→ **Work to do**
Read through the data and report every line in which the word "React" occurs.

→ **Input for this task**
+ + + +

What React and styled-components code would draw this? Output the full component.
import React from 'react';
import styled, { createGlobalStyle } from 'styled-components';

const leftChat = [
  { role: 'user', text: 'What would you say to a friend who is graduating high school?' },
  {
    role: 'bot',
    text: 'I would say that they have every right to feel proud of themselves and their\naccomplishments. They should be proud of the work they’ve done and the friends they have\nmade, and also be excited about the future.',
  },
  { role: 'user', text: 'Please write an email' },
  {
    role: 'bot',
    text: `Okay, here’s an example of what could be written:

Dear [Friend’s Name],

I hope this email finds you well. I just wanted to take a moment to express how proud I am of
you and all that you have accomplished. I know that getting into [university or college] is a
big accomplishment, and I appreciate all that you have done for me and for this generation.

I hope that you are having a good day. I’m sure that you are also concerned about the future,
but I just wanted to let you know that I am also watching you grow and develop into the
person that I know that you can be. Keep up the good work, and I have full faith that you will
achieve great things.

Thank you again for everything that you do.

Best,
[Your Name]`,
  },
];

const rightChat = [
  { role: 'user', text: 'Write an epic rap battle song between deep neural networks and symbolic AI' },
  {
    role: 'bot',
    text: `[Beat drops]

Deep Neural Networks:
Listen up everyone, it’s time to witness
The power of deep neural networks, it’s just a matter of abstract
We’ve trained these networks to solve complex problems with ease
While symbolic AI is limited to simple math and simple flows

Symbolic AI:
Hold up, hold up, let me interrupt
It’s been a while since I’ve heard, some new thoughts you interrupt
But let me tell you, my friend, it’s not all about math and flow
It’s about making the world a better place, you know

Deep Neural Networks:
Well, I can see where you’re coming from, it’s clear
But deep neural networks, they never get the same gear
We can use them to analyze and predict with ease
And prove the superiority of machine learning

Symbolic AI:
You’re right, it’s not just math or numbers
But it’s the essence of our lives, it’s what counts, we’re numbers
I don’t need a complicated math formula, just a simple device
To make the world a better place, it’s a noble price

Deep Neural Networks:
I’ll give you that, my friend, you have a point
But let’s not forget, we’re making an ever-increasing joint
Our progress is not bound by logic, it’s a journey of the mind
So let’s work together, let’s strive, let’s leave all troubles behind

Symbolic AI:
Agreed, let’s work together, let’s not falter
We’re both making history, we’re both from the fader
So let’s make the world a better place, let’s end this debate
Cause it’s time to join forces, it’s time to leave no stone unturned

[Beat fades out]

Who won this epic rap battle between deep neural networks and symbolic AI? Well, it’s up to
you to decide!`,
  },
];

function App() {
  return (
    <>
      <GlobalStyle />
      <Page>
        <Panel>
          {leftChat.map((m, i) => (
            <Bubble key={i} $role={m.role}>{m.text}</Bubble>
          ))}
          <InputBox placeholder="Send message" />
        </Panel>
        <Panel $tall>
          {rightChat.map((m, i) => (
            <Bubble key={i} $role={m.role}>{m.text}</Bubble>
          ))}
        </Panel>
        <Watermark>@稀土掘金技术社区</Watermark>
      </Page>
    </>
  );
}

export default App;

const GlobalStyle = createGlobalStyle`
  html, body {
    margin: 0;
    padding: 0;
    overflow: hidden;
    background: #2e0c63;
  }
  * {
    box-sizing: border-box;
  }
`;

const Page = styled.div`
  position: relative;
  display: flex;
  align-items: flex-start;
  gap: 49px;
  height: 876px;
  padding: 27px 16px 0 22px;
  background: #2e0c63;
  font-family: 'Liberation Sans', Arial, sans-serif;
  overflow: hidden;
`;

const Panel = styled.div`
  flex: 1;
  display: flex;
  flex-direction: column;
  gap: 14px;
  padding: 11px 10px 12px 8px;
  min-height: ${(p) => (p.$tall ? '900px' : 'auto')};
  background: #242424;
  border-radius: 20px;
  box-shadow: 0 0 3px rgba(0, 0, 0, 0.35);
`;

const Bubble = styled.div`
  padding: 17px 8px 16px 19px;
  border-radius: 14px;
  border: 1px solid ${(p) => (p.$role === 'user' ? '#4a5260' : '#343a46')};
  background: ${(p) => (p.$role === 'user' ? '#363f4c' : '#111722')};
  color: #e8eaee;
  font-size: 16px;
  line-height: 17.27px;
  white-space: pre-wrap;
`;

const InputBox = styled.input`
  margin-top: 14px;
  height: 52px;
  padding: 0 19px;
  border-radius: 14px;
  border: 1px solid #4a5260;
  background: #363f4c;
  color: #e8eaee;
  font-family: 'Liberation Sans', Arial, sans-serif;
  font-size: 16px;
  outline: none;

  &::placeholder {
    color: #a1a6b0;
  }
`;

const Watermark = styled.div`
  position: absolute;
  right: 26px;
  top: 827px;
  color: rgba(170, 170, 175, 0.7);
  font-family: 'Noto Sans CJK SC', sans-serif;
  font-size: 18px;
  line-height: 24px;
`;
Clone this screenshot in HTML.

+ + + +

→ **Solution**
What React and styled-components code would draw this? Output the full component.
import React from 'react';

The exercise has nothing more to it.